The confluence of macro headwinds, structural leverage dynamics, and deteriorating on-chain fundamentals has created what may be one of the most fragile Bitcoin market setups in recent memory. The question is not simply whether Bitcoin will go up or down — it is whether the market has any genuine fuel left to move decisively in either direction.
The Facts
Bitcoin rallied back to $68,000 early this week after US President Donald Trump signaled the administration might seek to end the US-Israel-Iran conflict even without a full reopening of the Strait of Hormuz, mirroring a concurrent recovery in the S&P 500 [1]. The brief optimism, however, was not reflected in derivatives markets. The annualized premium on Bitcoin monthly futures contracts stood at just 2% — well below the 4% threshold that would indicate meaningful appetite for bullish leverage — and this figure remained flat even as spot prices pushed above $71,000 midweek [1].
The options market painted an even starker picture. Bitcoin put options were trading at a 17% premium relative to call options, a level analysts associate with extreme fear among institutional participants [1]. For context, balanced market conditions typically see that spread sitting between -6% and +6%, a range last observed in mid-January [1]. Whales and market makers are clearly reluctant to absorb downside risk, a posture that signals deep-seated caution rather than a temporary dip in confidence.
Zooming out to the structural level, trading firm Wintermute's data reveals that perpetual futures volume is running at roughly 15 times the volume seen in spot markets [2]. This perp-to-spot ratio highlights just how thoroughly leveraged positioning — rather than genuine capital deployment — is dictating Bitcoin's price behavior. Funding rates have oscillated without sustaining any directional bias, and funding rate volatility has compressed to 2.9%, down from 5% earlier in 2025, suggesting traders are still using leverage but without any strong conviction [2].

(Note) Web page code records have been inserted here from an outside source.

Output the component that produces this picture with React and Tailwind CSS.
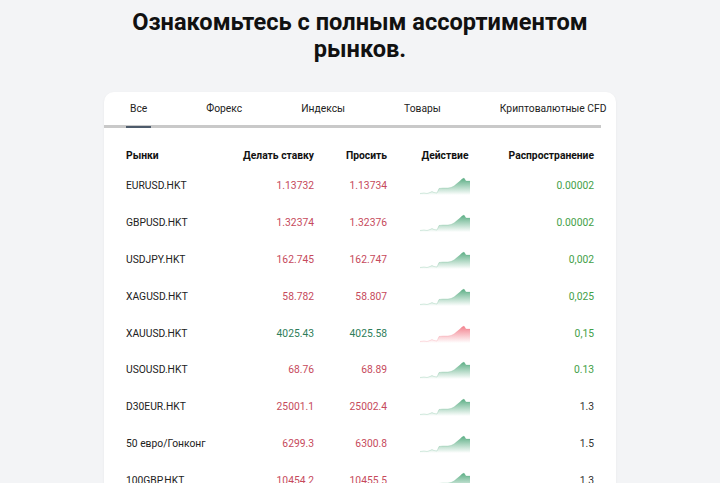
import React from 'react';

const TABS = ['Все', 'Форекс', 'Индексы', 'Товары', 'Криптовалютные CFD'];

const ROWS = [
  { name: 'EURUSD.HKT', bid: '1.13732', ask: '1.13734', up: true, spread: '0.00002', spreadTone: 'green' },
  { name: 'GBPUSD.HKT', bid: '1.32374', ask: '1.32376', up: true, spread: '0.00002', spreadTone: 'green' },
  { name: 'USDJPY.HKT', bid: '162.745', ask: '162.747', up: true, spread: '0,002', spreadTone: 'green' },
  { name: 'XAGUSD.HKT', bid: '58.782', ask: '58.807', up: true, spread: '0,025', spreadTone: 'green' },
  { name: 'XAUUSD.HKT', bid: '4025.43', ask: '4025.58', up: false, spread: '0,15', spreadTone: 'green' },
  { name: 'USOUSD.HKT', bid: '68.76', ask: '68.89', up: true, spread: '0.13', spreadTone: 'green' },
  { name: 'D30EUR.HKT', bid: '25001.1', ask: '25002.4', up: true, spread: '1.3', spreadTone: 'gray' },
  { name: '50 евро/Гонконг', bid: '6299.3', ask: '6300.8', up: true, spread: '1.5', spreadTone: 'gray' },
  { name: '100GBP.HKT', bid: '10454.2', ask: '10455.5', up: true, spread: '1.3', spreadTone: 'gray' },
];

// маленький график: зелёный для роста, красный для падения
const Spark = ({ up, id }) => {
  const color = up ? '#3e9f6e' : '#f06a78';
  const line = 'M0,18.5 L4,18 L7,18.5 L10,17.5 L12,16.5 L14,17.5 L17,18 L19,13.5 L23,13 L28,13 L31,12.5 L34,11 L37,8.5 L40,6 L42,4 L44,3 L46,6 L50,6';
  return (
    <svg width="50" height="20" viewBox="0 0 50 20">
      <defs>
        <linearGradient id={id} x1="0" y1="0" x2="0" y2="1">
          <stop offset="0%" stopColor={color} stopOpacity="0.85" />
          <stop offset="100%" stopColor={color} stopOpacity="0" />
        </linearGradient>
      </defs>
      <path d={`${line} L50,20 L0,20 Z`} fill={`url(#${id})`} />
      <path d={line} fill="none" stroke={color} strokeOpacity="0.25" strokeWidth="0.8" />
    </svg>
  );
};

const App = () => {
  return (
    <div className="min-h-screen bg-[#f3f4f6] font-['Roboto',sans-serif] pt-[9px]">
      <h1 className="text-center text-[23.6px] leading-[27px] font-bold text-[#111] mx-auto w-[480px]">
        Ознакомьтесь с полным ассортиментом рынков.
      </h1>

      <div className="mx-auto mt-[29px] w-[512px] bg-white rounded-[10px] shadow-[0_1px_3px_rgba(0,0,0,0.05)] overflow-hidden">
        {/* Вкладки */}
        <div className="relative pt-[10px]">
          <div className="flex gap-[51px] pl-[22px] whitespace-nowrap">
            {TABS.map((t, i) => (
              <div key={t} className="relative px-[4px] pb-[10px] text-[10.3px] leading-[13px] text-[#222]">
                {t}
                {i === 0 && <div className="absolute left-0 right-0 bottom-[-3px] h-[2px] bg-[#4d5b6b] z-10" />}
              </div>
            ))}
          </div>
          <div className="h-[3px] w-[497px] bg-[#c9c9c9]" />
        </div>

        {/* Таблица */}
        <div className="pl-[22px] pr-[22px] pt-[19px] text-[10.3px] leading-[14px] whitespace-nowrap">
          <div className="grid grid-cols-[114px_74px_73px_116px_91px] items-center h-[18px] font-bold text-[#111]">
            <div>Рынки</div>
            <div className="text-right">Делать ставку</div>
            <div className="text-right">Просить</div>
            <div className="text-center">Действие</div>
            <div className="text-right">Распространение</div>
          </div>
          <div className="pt-[3px]">
            {ROWS.map((r, i) => {
              const priceColor = r.up ? 'text-[#c64a5c]' : 'text-[#2e7d5a]';
              return (
                <div key={r.name} className="grid grid-cols-[114px_74px_73px_116px_91px] items-center h-[36.8px] text-[#222]">
                  <div>{r.name}</div>
                  <div className={`text-right ${priceColor}`}>{r.bid}</div>
                  <div className={`text-right ${priceColor}`}>{r.ask}</div>
                  <div className="flex justify-center -mt-[2px]">
                    <Spark up={r.up} id={`g${i}`} />
                  </div>
                  <div className={`text-right ${r.spreadTone === 'green' ? 'text-[#43a047]' : 'text-[#333]'}`}>{r.spread}</div>
                </div>
              );
            })}
          </div>
        </div>
      </div>
    </div>
  );
};

export default App;
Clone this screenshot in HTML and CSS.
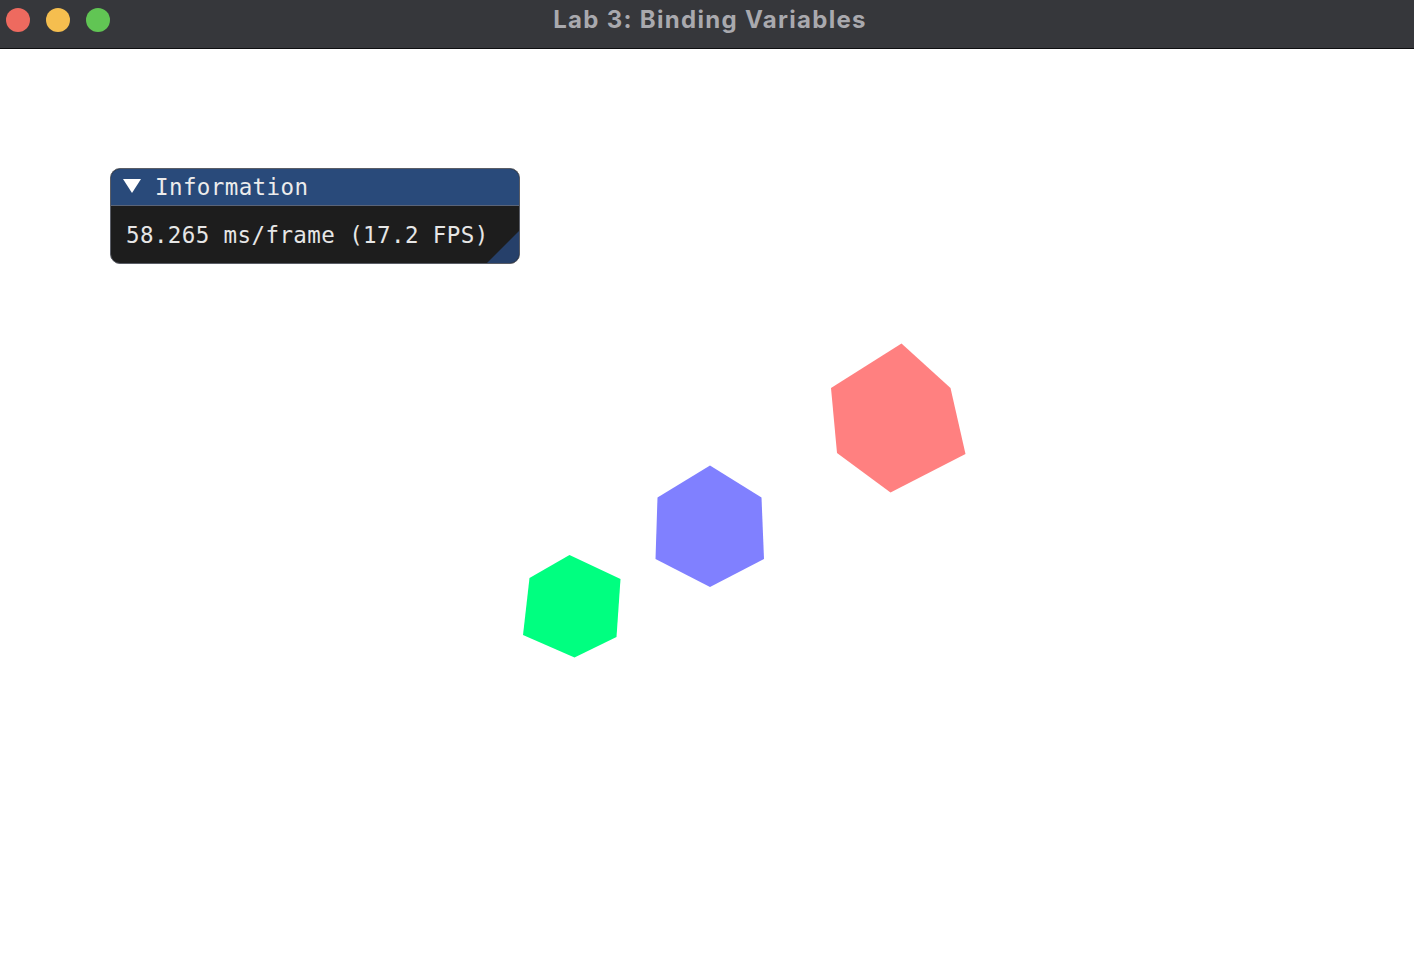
FILE: index.html
```html
<!DOCTYPE html>
<html>
<head>
<meta charset="utf-8">
<title>Lab 3: Binding Variables</title>
<link rel="stylesheet" href="styles.css">
</head>
<body>
<div class="titlebar">
  <div class="lights">
    <span class="light red"></span>
    <span class="light yellow"></span>
    <span class="light green"></span>
  </div>
  <div class="title">Lab 3: Binding Variables</div>
</div>
<div class="canvas">
  <svg class="scene" width="1414" height="931" viewBox="0 49 1414 931">
    <polygon fill="#ff8080" points="901.5,343.5 950.5,388 965.5,454 890.5,492.5 837,453 831,388"/>
    <polygon fill="#8080ff" points="710,465.5 761.5,497.5 764,559 710,587 655.5,559 657.5,497.5"/>
    <polygon fill="#00ff80" points="569.5,555 620.5,579 616.5,637 574.5,657.5 523,635 529.5,578"/>
  </svg>
  <div class="imgui">
    <div class="imgui-title">
      <svg class="arrow" width="18" height="14" viewBox="0 0 18 14"><polygon points="0,0 18,0 9,14" fill="#ffffff"/></svg>
      <span>Information</span>
    </div>
    <div class="imgui-body">58.265 ms/frame (17.2 FPS)</div>
    <div class="grip"></div>
  </div>
</div>
</body>
</html>
```
FILE: styles.css
```css
html, body {
  margin: 0;
  padding: 0;
  background: #ffffff;
  overflow: hidden;
}
.titlebar {
  position: relative;
  height: 48px;
  background: #36373b;
  border-bottom: 1px solid #0e0e10;
  display: flex;
  align-items: center;
  justify-content: center;
}
.lights {
  position: absolute;
  left: 6px;
  top: 8px;
  display: flex;
  gap: 16px;
}
.light {
  width: 24px;
  height: 24px;
  border-radius: 50%;
  display: block;
}
.red { background: #ee6a5f; }
.yellow { background: #f5be4f; }
.green { background: #61c554; }
.title {
  font-family: Inter, "Noto Sans", sans-serif;
  font-weight: 700;
  font-size: 24px;
  color: #a9a9ae;
  margin-top: -10px;
  margin-left: 6px;
  letter-spacing: 1.3px;
}
.canvas {
  position: relative;
  height: 931px;
}
.scene {
  display: block;
}
.imgui {
  position: absolute;
  left: 110px;
  top: 119px;
  width: 408px;
  height: 94px;
  border: 1px solid #5a5d66;
  border-radius: 10px;
  overflow: hidden;
  background: #1d1d1d;
  display: flex;
  flex-direction: column;
}
.imgui-title {
  height: 36px;
  background: #294a7a;
  border-bottom: 1px solid #5a6478;
  display: flex;
  align-items: center;
  gap: 14px;
  padding-left: 12px;
  font-family: "DejaVu Sans Mono", monospace;
  font-size: 22.5px;
  color: #ececec;
  letter-spacing: 0.4px;
}
.arrow { display: block; margin-top: -2px; }
.imgui-body {
  flex: 1;
  padding: 17px 0 0 15px;
  font-family: "DejaVu Sans Mono", monospace;
  font-size: 22.5px;
  line-height: 24px;
  color: #e6e6e6;
  letter-spacing: 0.4px;
}
.grip {
  position: absolute;
  right: 0;
  bottom: 0;
  width: 0;
  height: 0;
  border-left: 32px solid transparent;
  border-bottom: 32px solid #26406a;
}
```
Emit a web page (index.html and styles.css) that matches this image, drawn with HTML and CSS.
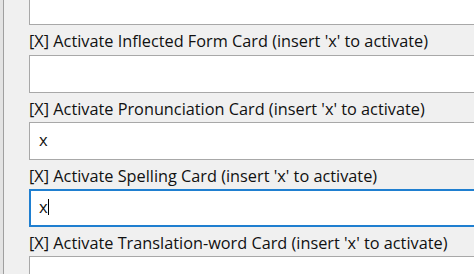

Spot market demand is arguably the most worrying data point. The 30-day apparent demand metric sits at negative 60,000 BTC, indicating net outflows rather than accumulation [2]. Stablecoin inflows into spot exchanges — a widely watched proxy for incoming buying power — are hovering near $452 million, close to a two-year low [2]. Meanwhile, the short-term holder cohort, whose realized price averages around $85,800, has been selling at a loss for more than 110 consecutive days, with the short-term holder SOPR remaining below 1.0 throughout that period [2]. Bitcoin researcher Axel Adler Jr. also flagged that the short-term holder realized price on a year-over-year basis has dropped to -5.35% — the first negative reading since the 2022 bear market [2].
Analysis & Context
What makes the current environment particularly instructive is the disconnect between price and sentiment. Bitcoin holding above $66,000 while the S&P 500 hit a seven-month low would, in earlier cycles, have been celebrated as evidence of Bitcoin's maturation into a genuine safe-haven asset [1]. Instead, derivatives traders are pricing in fear, not resilience. This gap between price and positioning is a classic hallmark of a market that is being held up by thin liquidity and short-covering rather than genuine conviction buying. Historically, such setups resolve violently — in either direction — once a catalyst forces leveraged hands to act.
The 15x perp-to-spot ratio is also a structural red flag with clear historical precedent. During the mid-2021 correction that took Bitcoin from $65,000 to $29,000, a similarly leverage-dominant structure meant that cascading liquidations amplified every move downward. Conversely, when spot demand re-entered the market later that year, the absence of overleveraged shorts meant the rally to $69,000 had real staying power. The current setup looks far closer to the former than the latter. With stablecoin inflows near two-year lows and short-term holders consistently selling into any strength, the market lacks the fresh capital needed to absorb selling pressure or fuel a sustained breakout.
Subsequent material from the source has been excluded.